Web Log Storming version 2.8 is available for download. Most important changes include an improvement in spider identification algorithm and a custom IP resolving. This update is free for everyone who bought after February 14th, 2011.
Even well established web crawlers don’t behave as they used to. We remember happy times when all decent bots (excluding shady ones) presented themselves in User Agent field, so it was easy to identify them while parsing log files.
As one of our users noticed and pointed out (thanks, John!), even big players like MSN Bot introduce themselves as regular browsers now. This wasn’t easy to notice without resolving IPs to domain names; even by close inspecting their sessions, you can rarely notice anything unusual (they look like regular visitors, with IE7 browser and different Windows versions). Only after resolving IPs, you can see their true nature.

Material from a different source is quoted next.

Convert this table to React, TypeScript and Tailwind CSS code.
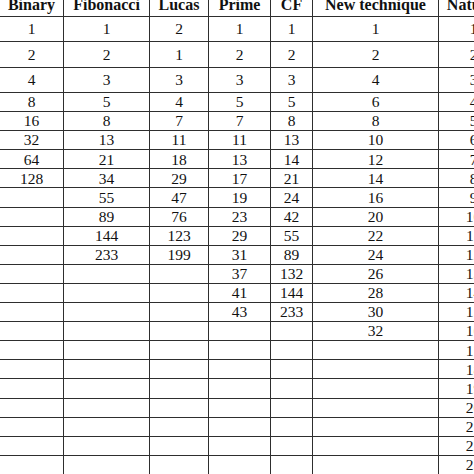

That’s why, in this version, we have added a feature to define Spider Domains identification list, in addition to already existing Spider User Agents list. Domains list can contain IP addresses (wildcarded) or domain names. That way identification works regardless if user resolves domain names or not.

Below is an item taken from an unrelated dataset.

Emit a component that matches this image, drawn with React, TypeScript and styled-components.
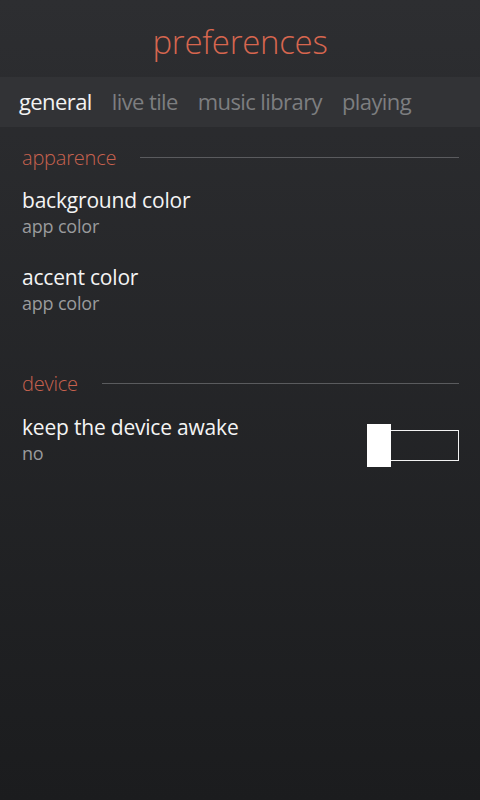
import React from "react";
import styled, { createGlobalStyle } from "styled-components";

const Global = createGlobalStyle`
  html, body { margin: 0; padding: 0; }
  body {
    width: 480px;
    height: 800px;
    overflow: hidden;
    font-family: "Open Sans", "Noto Sans", sans-serif;
    background: linear-gradient(180deg, #2d2e31 0%, #1b1c1e 100%);
  }
`;

const Page = styled.div`
  width: 480px;
  height: 800px;
  display: flex;
  flex-direction: column;
`;

const Title = styled.h1`
  margin: 0;
  height: 77px;
  box-sizing: border-box;
  padding-top: 19px;
  text-align: center;
  font-size: 33px;
  font-weight: 300;
  line-height: 46px;
  color: #d7664f;
  letter-spacing: -0.3px;
`;

const TabBar = styled.nav`
  height: 50px;
  background: #323336;
  display: flex;
  align-items: center;
  gap: 20px;
  padding-left: 19px;
  padding-bottom: 3px;
  box-sizing: border-box;
`;

const Tab = styled.span<{ $active?: boolean }>`
  font-size: 22px;
  font-weight: 400;
  letter-spacing: -0.6px;
  color: ${(p) => (p.$active ? "#f2f2f2" : "#7d7e80")};
`;

const Content = styled.main`
  padding: 17px 21px 0 22px;
  display: flex;
  flex-direction: column;
`;

const SectionHeader = styled.div<{ $top?: number }>`
  display: flex;
  align-items: center;
  gap: 24px;
  margin-top: ${(p) => p.$top ?? 0}px;
  height: 26px;
`;

const SectionLabel = styled.span`
  font-size: 20px;
  font-weight: 300;
  color: #c8624f;
  letter-spacing: -0.2px;
`;

const Rule = styled.div`
  flex: 1;
  height: 1px;
  background: #5a5b5e;
  margin-top: 1px;
`;

const Setting = styled.div<{ $top?: number }>`
  display: flex;
  align-items: flex-start;
  justify-content: space-between;
  margin-top: ${(p) => p.$top ?? 0}px;
`;

const SettingText = styled.div`
  display: flex;
  flex-direction: column;
`;

const SettingName = styled.span`
  font-size: 21px;
  line-height: 27px;
  color: #f4f4f4;
  letter-spacing: -0.2px;
`;

const SettingValue = styled.span`
  font-size: 18px;
  line-height: 25px;
  color: #9a9b9d;
  letter-spacing: -0.2px;
`;

const Toggle = styled.div`
  width: 92px;
  height: 43px;
  display: flex;
  align-items: center;
  margin-top: 10px;
`;

const Thumb = styled.div`
  width: 24px;
  height: 43px;
  background: #ffffff;
  flex-shrink: 0;
`;

const Track = styled.div`
  flex: 1;
  height: 31px;
  box-sizing: border-box;
  border: 1px solid #f2f2f2;
  border-left: none;
`;

export default function App() {
  return (
    <>
      <Global />
      <Page>
        <Title>preferences</Title>
        <TabBar>
          <Tab $active>general</Tab>
          <Tab>live tile</Tab>
          <Tab>music library</Tab>
          <Tab>playing</Tab>
        </TabBar>
        <Content>
          <SectionHeader>
            <SectionLabel>apparence</SectionLabel>
            <Rule />
          </SectionHeader>
          <Setting $top={17}>
            <SettingText>
              <SettingName>background color</SettingName>
              <SettingValue>app color</SettingValue>
            </SettingText>
          </Setting>
          <Setting $top={25}>
            <SettingText>
              <SettingName>accent color</SettingName>
              <SettingValue>app color</SettingValue>
            </SettingText>
          </Setting>
          <SectionHeader $top={54}>
            <SectionLabel>device</SectionLabel>
            <Rule />
          </SectionHeader>
          <Setting $top={18}>
            <SettingText>
              <SettingName>keep the device awake</SettingName>
              <SettingValue>no</SettingValue>
            </SettingText>
            <Toggle>
              <Thumb />
              <Track />
            </Toggle>
          </Setting>
        </Content>
      </Page>
    </>
  );
}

Accompanied with this change, we have also added a right-click menu option Add Selected to Spiders in Domains report.
Custom IP resolving
Speaking of IP resolving, we have added an additional tool as a nice addition to Manually edit host name * option (Professional version only). If you work in teams, now you can define URL to web script that will be used to get these custom names from shared web space, for example database.
This script should follow simple rules for getting and setting IP/domain pairs. You can see more details here.
* In case you are not already familiar with it, Manually edit host name allows you to assign any text to IP address and this text will appear in reports as it was a normal domain name. That way you can assign texts like “Our company”, “Prospective client #1”, “Hacker”, etc.